(Saved data entries)
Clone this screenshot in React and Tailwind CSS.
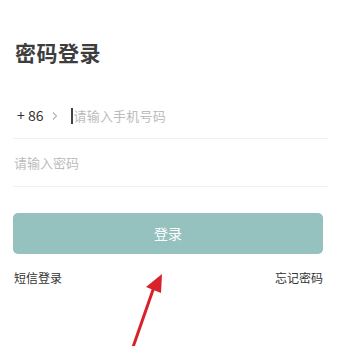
import React from "react";

export default function App() {
  const font = { fontFamily: '"Noto Sans CJK SC", "Noto Sans", sans-serif' };
  return (
    <div className="relative w-[341px] h-[346px] bg-white overflow-hidden" style={font}>
      <div className="px-[13px]">
        <h1 className="pt-[37px] pl-[2px] text-[21px] leading-[30px] font-bold text-[#3d3d3d] tracking-[0.5px]">
          密码登录
        </h1>
        <div className="mt-[26px] h-[46px] flex items-center border-b border-[#f0f0f0]">
          <span className="pl-[4px] text-[14px] text-[#333] w-[36px]">+ 86</span>
          <svg width="8" height="10" viewBox="0 0 8 10" className="ml-[2px]">
            <path d="M2 1.5 L5.5 5 L2 8.5" fill="none" stroke="#b5b5b5" strokeWidth="1.1" />
          </svg>
          <span className="ml-[12px] w-[1.5px] h-[16px] bg-[#444]" />
          <span className="ml-[1px] text-[13px] text-[#bcbcbc] tracking-[0.2px]">请输入手机号码</span>
        </div>
        <div className="h-[48px] flex items-center border-b border-[#f0f0f0]">
          <span className="pl-[1px] text-[13px] text-[#bcbcbc]">请输入密码</span>
        </div>
        <button className="mt-[26px] w-[310px] h-[41px] rounded-[5px] bg-[#95c2bf] text-white text-[14px] flex items-center justify-center">
          登录
        </button>
        <div className="mt-[15px] w-[310px] flex justify-between text-[12px] text-[#333]">
          <span className="pl-[1px]">短信登录</span>
          <span>忘记密码</span>
        </div>
      </div>
      <svg className="absolute left-0 top-0 pointer-events-none" width="341" height="346" viewBox="0 0 341 346">
        <line x1="132" y1="350" x2="154" y2="287" stroke="#d8222b" strokeWidth="3" />
        <polygon points="162,274 146,287 161,293" fill="#d8222b" />
      </svg>
    </div>
  );
}
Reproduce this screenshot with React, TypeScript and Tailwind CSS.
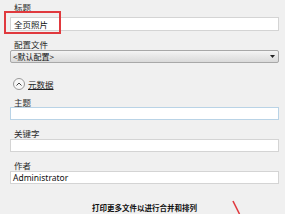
import React from "react";

const font = { fontFamily: '"Noto Sans CJK SC", "Noto Sans", sans-serif' };

function Label({ children, cls }: { children: React.ReactNode; cls: string }) {
  return <div className={`text-[8.5px] leading-[10px] text-[#2a2a2a] pl-[14px] ${cls}`}>{children}</div>;
}

export default function App() {
  return (
    <div className="relative w-[285px] h-[214px] overflow-hidden bg-[#f0f0f0]" style={font}>
      <div className="flex flex-col">
        <Label cls="h-[17px] pt-[2px]">标题</Label>
        <div className="ml-[10px] mr-[6px] h-[14px] bg-white border border-[#d4d4d4] text-[8.5px] leading-[12px] pl-[3px] text-[#111]">
          全页照片
        </div>
        <Label cls="h-[19px] pt-[8px]">配置文件</Label>
        <div className="ml-[10px] mr-[6px] h-[13px] border border-[#a8a8a8] rounded-[2px] bg-gradient-to-b from-[#f4f4f4] to-[#dadada] flex items-center justify-between pl-[2px] pr-[3px]">
          <span className="text-[8px] leading-[11px] text-[#111]">&lt;默认配置&gt;</span>
          <svg width="5" height="3" viewBox="0 0 5 3"><path d="M0 0 L5 0 L2.5 3 Z" fill="#222" /></svg>
        </div>
        <div className="mt-[14px] h-[14px] flex items-center pl-[13px] gap-[3px]">
          <div className="w-[12px] h-[12px] rounded-full border border-[#9a9a9a] bg-[#f7f7f7] flex items-center justify-center">
            <svg width="6" height="4" viewBox="0 0 6 4"><path d="M0.5 3.5 L3 1 L5.5 3.5" fill="none" stroke="#444" strokeWidth="1" /></svg>
          </div>
          <span className="text-[8.5px] leading-[10px] text-[#1e1e1e] underline underline-offset-[1px]">元数据</span>
        </div>
        <Label cls="h-[16px] pt-[6px]">主题</Label>
        <div className="ml-[10px] mr-[6px] h-[13px] bg-white border border-[#b9d3e6]" />
        <Label cls="h-[19px] pt-[8px]">关键字</Label>
        <div className="ml-[10px] mr-[6px] h-[13px] bg-white border border-[#d4d4d4]" />
        <Label cls="h-[19px] pt-[8px]">作者</Label>
        <div className="ml-[10px] mr-[6px] h-[13px] bg-white border border-[#d4d4d4] text-[8.5px] leading-[11px] pl-[2px] text-[#111]" style={{ fontFamily: '"Noto Sans", sans-serif' }}>
          Administrator
        </div>
        <div className="mt-[19px] text-center text-[7.5px] leading-[10px] font-bold text-[#111] pl-[4px]">
          打印更多文件以进行合并和排列
        </div>
      </div>
      <div className="absolute left-[4px] top-[11px] w-[57px] h-[23px] border-2 border-[#e0393e]" />
      <svg className="absolute left-0 top-0" width="285" height="214">
        <path d="M233 201 L239.5 214" stroke="#e0393e" strokeWidth="1.6" fill="none" />
      </svg>
    </div>
  );
}
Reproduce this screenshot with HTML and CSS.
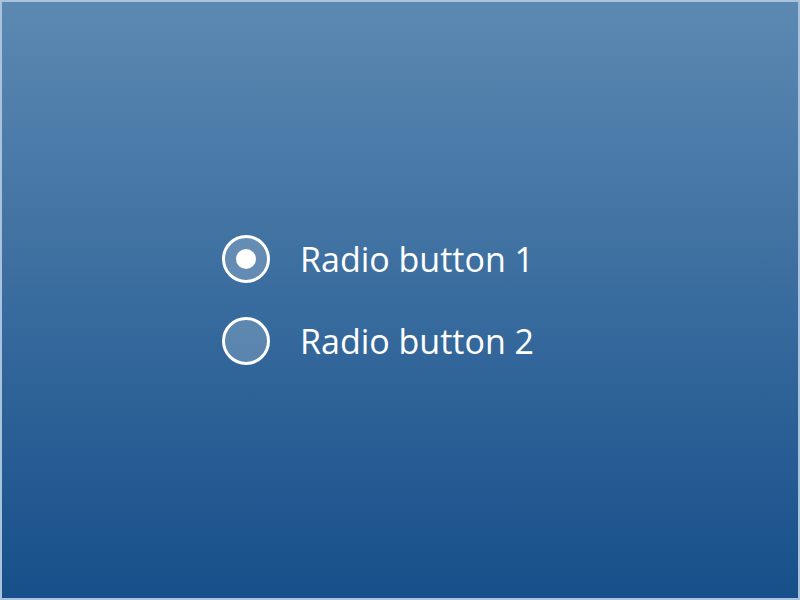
FILE: index.html
```html
<!DOCTYPE html>
<html lang="en">
<head>
    <meta charset="UTF-8">
    <meta name="viewport" content="width=device-width, initial-scale=1.0">
    <title>Radio buttons</title>
    <link rel="stylesheet" href="styles.css">
</head>
<body>

    <div class="screen">
        <div class="radio-group">
            <label class="radio">
                <span class="radio-mark checked"></span>
                <span class="radio-label">Radio button 1</span>
            </label>
            <label class="radio">
                <span class="radio-mark"></span>
                <span class="radio-label">Radio button 2</span>
            </label>
        </div>
    </div>

</body>
</html>
```

FILE: styles.css
```css
html, body {
    margin: 0;
    padding: 0;
}
body {
    font-family: "Open Sans", "Noto Sans", sans-serif;
}
.screen {
    width: 800px;
    height: 600px;
    box-sizing: border-box;
    border: 2px solid #a9c3dc;
    background: linear-gradient(to bottom, #5c89b2, #164f8a);
    display: flex;
    align-items: center;
    padding-left: 220px;
}
.radio-group {
    display: flex;
    flex-direction: column;
    gap: 34px;
}
.radio {
    display: flex;
    align-items: center;
    gap: 30px;
    color: #fff;
    cursor: pointer;
}
.radio-mark {
    width: 48px;
    height: 48px;
    box-sizing: border-box;
    border: 3px solid #fff;
    border-radius: 50%;
    background-color: rgba(255, 255, 255, 0.2);
    display: flex;
    align-items: center;
    justify-content: center;
}
.radio-mark.checked::after {
    content: "";
    width: 20px;
    height: 20px;
    border-radius: 50%;
    background-color: #fff;
}
.radio-label {
    font-size: 34px;
    line-height: 48px;
}
```
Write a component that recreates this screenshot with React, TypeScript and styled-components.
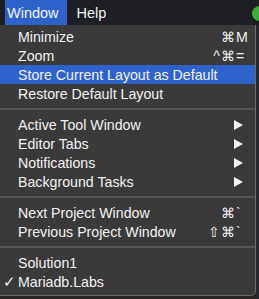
import React from 'react';
import styled, { createGlobalStyle } from 'styled-components';

const GlobalStyle = createGlobalStyle`
  html, body {
    margin: 0;
    padding: 0;
    background: #1c1b1a;
    overflow: hidden;
  }
  body {
    font-family: "Liberation Sans", Arial, sans-serif;
  }
`;

const Screen = styled.div`
  width: 259px;
  height: 299px;
  display: flex;
  flex-direction: column;
  position: relative;
  background: #2a2622;
`;

const MenuBar = styled.div`
  height: 25px;
  display: flex;
  align-items: stretch;
  padding-left: 5px;
  background: #1e1f24;
  color: #e8e8e8;
  font-size: 14.5px;
`;

const BarItem = styled.div<{ $active?: boolean }>`
  display: flex;
  align-items: center;
  padding: ${(p) => (p.$active ? '0 8px 0 2px' : '0 8px 0 0')};
  margin-right: ${(p) => (p.$active ? '10px' : '0')};
  background: ${(p) => (p.$active ? '#2f63cc' : 'transparent')};
  color: #f4f4f4;
`;

const StatusDot = styled.div`
  position: absolute;
  top: 6px;
  right: -8px;
  width: 15px;
  height: 15px;
  border-radius: 50%;
  background: #3fae3a;
`;

const Body = styled.div`
  flex: 1;
  display: flex;
`;

const Menu = styled.div`
  width: 256px;
  height: 271px;
  box-sizing: border-box;
  padding-top: 2px;
  background: #3a3a3b;
  border-right: 1px solid #6b6b6b;
  border-bottom: 1px solid #6b6b6b;
  border-bottom-right-radius: 5px;
  color: #f2f2f2;
  font-size: 14.2px;
  display: flex;
  flex-direction: column;
`;

const Side = styled.div`
  flex: 1;
  background: #26282b;
`;

const Row = styled.div<{ $highlight?: boolean }>`
  height: 19px;
  display: flex;
  align-items: center;
  padding: 0 5px 0 18px;
  position: relative;
  background: ${(p) => (p.$highlight ? '#2f63cc' : 'transparent')};
`;

const Check = styled.span`
  position: absolute;
  left: 3px;
  font-size: 15px;
`;

const Label = styled.span`
  flex: 1;
  white-space: nowrap;
`;

const Mods = styled.span`
  white-space: nowrap;
  letter-spacing: 1px;
`;

const Key = styled.span`
  width: 14px;
  white-space: nowrap;
`;

const Arrow = styled.span`
  width: 0;
  height: 0;
  margin-right: 7px;
  border-top: 5px solid transparent;
  border-bottom: 5px solid transparent;
  border-left: 9px solid #f2f2f2;
`;

const Separator = styled.div`
  height: 12px;
  display: flex;
  align-items: center;
  &::after {
    content: '';
    flex: 1;
    height: 2px;
    background: #555657;
  }
`;

type Item =
  | { kind: 'sep' }
  | {
      kind: 'item';
      label: string;
      mods?: string;
      keyChar?: string;
      submenu?: boolean;
      highlight?: boolean;
      checked?: boolean;
    };

const items: Item[] = [
  { kind: 'item', label: 'Minimize', mods: '⌘', keyChar: 'M' },
  { kind: 'item', label: 'Zoom', mods: '^⌘', keyChar: '=' },
  { kind: 'item', label: 'Store Current Layout as Default', highlight: true },
  { kind: 'item', label: 'Restore Default Layout' },
  { kind: 'sep' },
  { kind: 'item', label: 'Active Tool Window', submenu: true },
  { kind: 'item', label: 'Editor Tabs', submenu: true },
  { kind: 'item', label: 'Notifications', submenu: true },
  { kind: 'item', label: 'Background Tasks', submenu: true },
  { kind: 'sep' },
  { kind: 'item', label: 'Next Project Window', mods: '⌘', keyChar: '`' },
  { kind: 'item', label: 'Previous Project Window', mods: '⇧⌘', keyChar: '`' },
  { kind: 'sep' },
  { kind: 'item', label: 'Solution1' },
  { kind: 'item', label: 'Mariadb.Labs', checked: true },
];

export default function App() {
  return (
    <Screen>
      <GlobalStyle />
      <MenuBar>
        <BarItem $active>Window</BarItem>
        <BarItem>Help</BarItem>
      </MenuBar>
      <StatusDot />
      <Body>
        <Menu>
          {items.map((it, i) =>
            it.kind === 'sep' ? (
              <Separator key={i} />
            ) : (
              <Row key={i} $highlight={it.highlight}>
                {it.checked && <Check>✓</Check>}
                <Label>{it.label}</Label>
                {it.keyChar && (
                  <>
                    <Mods>{it.mods}</Mods>
                    <Key>{it.keyChar}</Key>
                  </>
                )}
                {it.submenu && <Arrow />}
              </Row>
            )
          )}
        </Menu>
        <Side />
      </Body>
    </Screen>
  );
}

• [Given task]
Find out how many lines in the listing contain the string "TypeScript". Give the number alone.

• [Solution below]
2